It was built in 1825 by a farmer from Wester Ross, who was known as John Macdonald. He sold his whisky as Long John's Dew of Ben Nevis. The name stuck and was later used for the blended whiskey Long John. In 1848 Queen Victoria visited the distillery as part of her journey around Scotland. Soon after her departure an entire cask of the whisky was sent to Buckingham Palace as a present for the Prince of Wales' 21st birthday.

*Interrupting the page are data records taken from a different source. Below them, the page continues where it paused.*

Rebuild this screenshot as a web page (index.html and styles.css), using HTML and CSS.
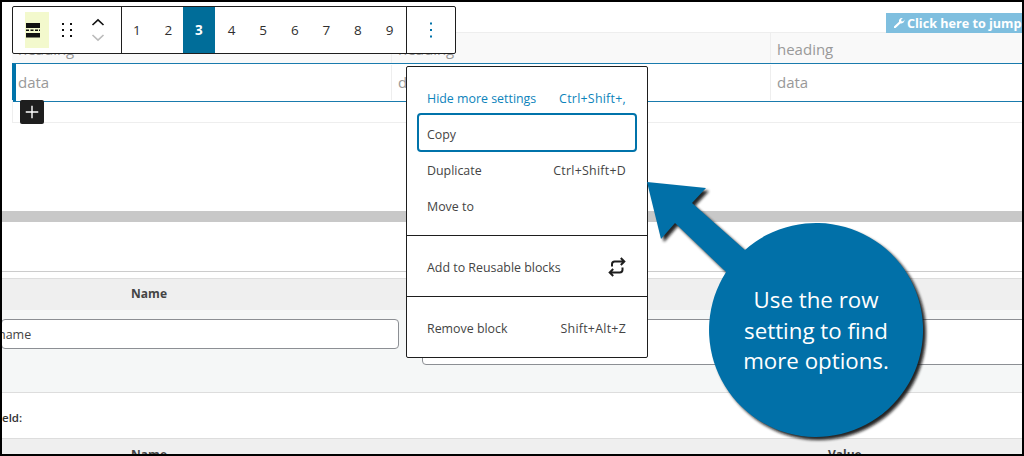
FILE: index.html
```html
<!DOCTYPE html>
<html lang="en">
<head>
<meta charset="utf-8">
<title>Table block row settings</title>
<link rel="stylesheet" href="styles.css">
</head>
<body>
<div class="frame">
  <section class="editor">
    <div class="jump-row"><span class="jump"><svg class="wrench" viewBox="0 0 12 12"><path d="M1 11 L1 9.400 L6 4.800 C5.600 3 6.800 1 9 1 L9.800 1.100 L8 3 L8.800 4.400 L10.400 4.200 L11.400 2.600 C11.800 5 10 7 7.400 6.400 L2.600 11 Z"/></svg>Click here to jump</span></div>
    <div class="tbl">
      <div class="row head"><div class="c c1">heading</div><div class="c c2">heading</div><div class="c c3">heading</div></div>
      <div class="row body"><div class="c c1">data</div><div class="c c2">data</div><div class="c c3">data</div></div>
      <div class="after"><span class="plus"><svg viewBox="0 0 24 24"><path d="M12 4.500v15M4.500 12h15"/></svg></span></div>
    </div>
  </section>
  <div class="band"></div>
  <section class="fields">
    <div class="gap"></div>
    <div class="thead"><div class="th th1">Name</div></div>
    <div class="tbody">
      <div class="input in1">name</div>
      <div class="input in2"></div>
    </div>
    <div class="label"><b>eld:</b></div>
    <div class="thead last"><div class="th th1">Name</div><div class="th th2">Value</div></div>
  </section>

  <div class="toolbar">
    <div class="tgroup g1">
      <span class="ticon sel"><svg viewBox="0 0 24 36"><path d="M1 11h14v5H1zM1 21h14v4.500H1z" fill="#111"/><path d="M1 18.200h3M5.500 18.200h3M10 18.200h3M14 18.200h1" stroke="#111" stroke-width="1.500" fill="none"/></svg></span>
      <span class="ticon drag"><svg viewBox="0 0 18 18"><path d="M5 2h2v2H5zM13 2h2v2h-2zM5 8h2v2H5zM13 8h2v2h-2zM5 14h2v2H5zM13 14h2v2h-2z" fill="#111"/></svg></span>
      <span class="mover"><svg viewBox="0 0 16 10"><path d="M2.500 8 L8 2.800 L13.500 8" fill="none" stroke="#111" stroke-width="1.600"/></svg><svg viewBox="0 0 16 10"><path d="M2.500 2 L8 7.200 L13.500 2" fill="none" stroke="#bbb" stroke-width="1.600"/></svg></span>
    </div>
    <div class="tgroup nums">
      <span class="n">1</span><span class="n">2</span><span class="n on">3</span><span class="n">4</span><span class="n">5</span><span class="n">6</span><span class="n">7</span><span class="n">8</span><span class="n">9</span>
    </div>
    <div class="tgroup more"><svg viewBox="0 0 4 20"><path d="M1 2.500h2v2H1zM1 9h2v2H1zM1 15.500h2v2H1z" fill="#0073aa"/></svg></div>
  </div>

  <div class="menu">
    <div class="msec">
      <div class="mi blue"><span>Hide more settings</span><span class="key">Ctrl+Shift+,</span></div>
      <div class="mi focus"><span>Copy</span></div>
      <div class="mi"><span>Duplicate</span><span class="key">Ctrl+Shift+D</span></div>
      <div class="mi"><span>Move to</span></div>
    </div>
    <div class="msec">
      <div class="mi"><span>Add to Reusable blocks</span><svg class="loop" viewBox="0 0 24 24"><path d="M7 11.500V9.200C7 7.700 8.200 6.500 9.700 6.500H19M15.800 3 L19.300 6.500 L15.800 10 M17.500 12.500V14.800C17.500 16.300 16.300 17.500 14.800 17.500H5M8.200 14 L4.700 17.500 L8.200 21" fill="none" stroke="#1e1e1e" stroke-width="2"/></svg></div>
    </div>
    <div class="msec">
      <div class="mi"><span>Remove block</span><span class="key">Shift+Alt+Z</span></div>
    </div>
  </div>

  <div class="callout">
    <svg class="bubble" viewBox="0 0 300 286">
      <defs><filter id="sh" x="-10%" y="-10%" width="125%" height="125%"><feGaussianBlur stdDeviation="1.500"/></filter></defs>
      <path transform="translate(3 3)" filter="url(#sh)" fill="#111" opacity=".9" d="M7 12 L66 18 L52 33 L104.940 80 A107 107 0 1 1 86.100 102 L35 53 L21 69 Z"/>
      <path fill="#0170a8" d="M7 12 L66 18 L52 33 L104.940 80 A107 107 0 1 1 86.100 102 L35 53 L21 69 Z"/>
    </svg>
    <p class="ctext">Use the row<br>setting to find<br>more options.</p>
  </div>
</div>
</body>
</html>
```
FILE: styles.css
```css
* { box-sizing: border-box; }
html, body { margin: 0; padding: 0; background: #fff; }
body { font-family: "Open Sans", sans-serif; }
.frame { position: relative; width: 1024px; height: 456px; border: 2px solid #000; overflow: hidden; background: #fff; }

.editor { height: 209px; padding-left: 10px; }
.jump-row { height: 30px; display: flex; justify-content: flex-end; align-items: flex-start; padding-top: 11px; }
.jump { display: inline-flex; align-items: center; height: 20px; width: 136px; padding-left: 7px; background: #7fbfdf; color: #fff; font-size: 12.600px; font-weight: 700; white-space: nowrap; overflow: hidden; }
.wrench { width: 12px; height: 12px; margin-right: 2px; fill: #fff; flex: none; }

.tbl { width: 1010px; }
.row { display: flex; }
.c { padding-left: 6px; color: #999; font-size: 15px; border-right: 1px solid #eee; }
.c1 { width: 380px; }
.c2 { width: 379px; }
.c3 { flex: 1; border-right: 0; }
.head { height: 31px; background: #f9f9f9; border-top: 1px solid #eee; line-height: 33px; }
.body { height: 39px; border-top: 1px solid #1a7bad; border-bottom: 1px solid #1a7bad; border-left: 4px solid #0073aa; }
.body .c { margin-top: 1px; margin-bottom: 1px; line-height: 35px; }
.body .c1 { width: 376px; padding-left: 2px; }
.after { height: 23px; border-bottom: 1px solid #eee; border-left: 1px solid #eee; padding-left: 7px; }
.plus { display: flex; width: 24px; height: 24px; background: #1e1e1e; border-radius: 2px; align-items: center; justify-content: center; margin-top: -2px; }
.plus svg { width: 20px; height: 20px; fill: none; stroke: #fff; stroke-width: 1.700; }

.band { height: 11px; background: #c8c8c8; }

.gap { height: 50px; border-bottom: 1px solid #ccc; }
.thead { height: 32px; margin-top: 6px; background: #efefef; border-top: 1px solid #ddd; display: flex; font-size: 12px; font-weight: 700; color: #444; line-height: 29px; }
.th1 { width: 165px; text-align: right; }
.th2 { margin-left: 661px; }
.tbody { height: 83px; background: #f5f7f7; border-bottom: 1px solid #ddd; display: flex; align-items: flex-start; gap: 23px; padding-top: 9px; }
.input { background: #fff; border: 1px solid #8c8f94; border-radius: 4px; font-size: 12.500px; color: #444; }
.in1 { width: 398px; height: 30px; margin-left: -1px; line-height: 29px; text-indent: -4px; overflow: hidden; }
.in2 { flex: 1; height: 46px; margin-right: -10px; }
.label { height: 45px; font-size: 11.500px; color: #333; line-height: 49px; }
.label b { font-weight: 600; }
.last { margin-top: 0; height: 17px; line-height: 31px; }

.toolbar { position: absolute; left: 10px; top: 4px; width: 444px; height: 48px; background: #fff; border: 1px solid #1e1e1e; border-radius: 2px; display: flex; }
.tgroup { display: flex; align-items: center; height: 100%; border-right: 1px solid #1e1e1e; }
.tgroup:last-child { border-right: 0; }
.g1 { width: 109px; padding-left: 12px; }
.ticon { display: flex; align-items: center; justify-content: center; }
.sel { width: 24px; height: 36px; background: #f3f9cd; }
.sel svg { width: 24px; height: 36px; }
.drag { width: 18px; height: 18px; margin-left: 8px; }
.drag svg { width: 18px; height: 18px; }
.mover { display: flex; flex-direction: column; margin-left: 15px; gap: 6px; }
.mover svg { width: 16px; height: 10px; display: block; }
.nums { width: 285px; }
.n { width: 31.600px; flex: none; height: 100%; display: flex; align-items: center; justify-content: center; font-size: 13.500px; color: #2f2f2f; }
.n:first-child { margin-left: -1px; }
.n.on { background: #006d99; color: #fff; font-weight: 700; margin-left: -1px; margin-right: 1px; }
.more { flex: 1; justify-content: center; }
.more svg { width: 4px; height: 20px; }

.menu { position: absolute; left: 404px; top: 64px; width: 242px; height: 292px; background: #fff; border: 1px solid #1e1e1e; border-radius: 2px; display: flex; flex-direction: column; font-size: 12.400px; color: #444; }
.msec { border-bottom: 1px solid #1e1e1e; }
.msec:first-child { height: 169px; padding: 15px 10px 0; }
.msec:nth-child(2) { height: 61px; padding: 2px 10px 0; display: flex; flex-direction: column; justify-content: center; }
.msec:last-child { border-bottom: 0; flex: 1; padding: 2px 10px 0; display: flex; flex-direction: column; justify-content: center; }
.mi { display: flex; justify-content: space-between; align-items: center; height: 36px; padding: 0 11px 0 10px; white-space: nowrap; }
.key { letter-spacing: .25px; }
.blue { color: #0c83bb; height: 32px; }
.focus { height: 39px; margin-top: -1px; border: 2px solid #0073aa; border-radius: 4px; padding: 4px 0 0 8px; }
.loop { width: 24px; height: 24px; margin-right: -3px; }

.callout { position: absolute; left: 638px; top: 168px; width: 300px; height: 286px; }
.bubble { width: 300px; height: 286px; display: block; }
.ctext { position: absolute; left: 69px; top: 115px; width: 214px; margin: 0; text-align: center; color: #fff; font-family: "Open Sans", sans-serif; font-size: 22.300px; line-height: 30.500px; }
```
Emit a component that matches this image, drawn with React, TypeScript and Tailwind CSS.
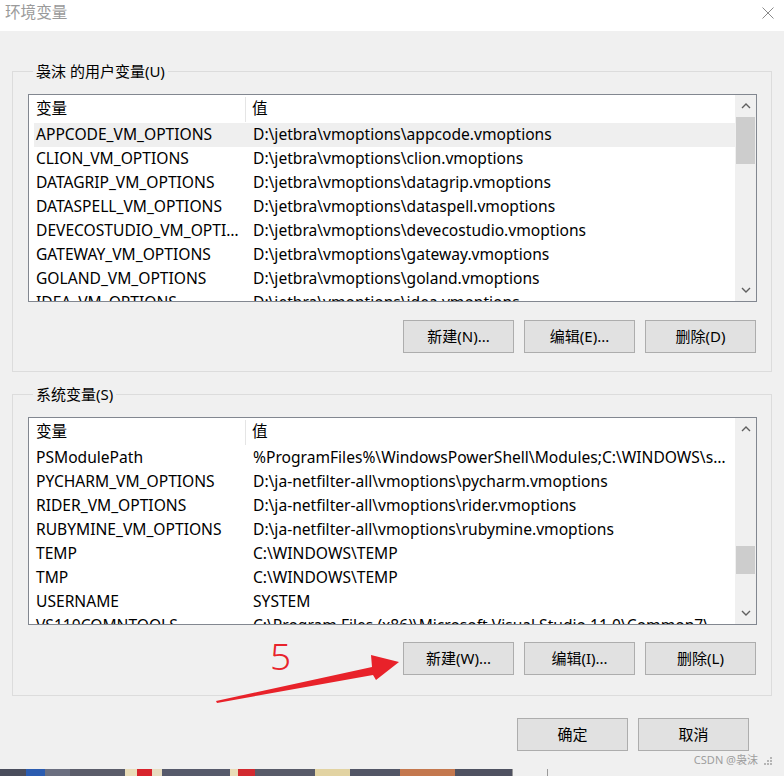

In 1865 the distillery was rebuilt, followed by some modifications in 1887, among which a pier in Loch Lhinne. In 1894 a connection to the West Highland Railway was realised. The year 1955 witnessed the arrival of a Coffey still for the production of grain whisky. It offered Ben Nevis the opportunity to create blended whisky. In 1989 the company was sold to the Japanese Nikka Whisky Distilling Company, which is one of the reasons why their blend Black Nikka contains very young Ben Nevis whisky.
The water comes from Allt a Mhullin, the ‘Mill Stream' in English. It sprouts from two small lochs north of Ben Nevis mountain. The distillery uses a huge stainless steel mash tun, six stainless steel and two wooden washbacks, and four pot stills. The yearly output is around 1.8 million litr...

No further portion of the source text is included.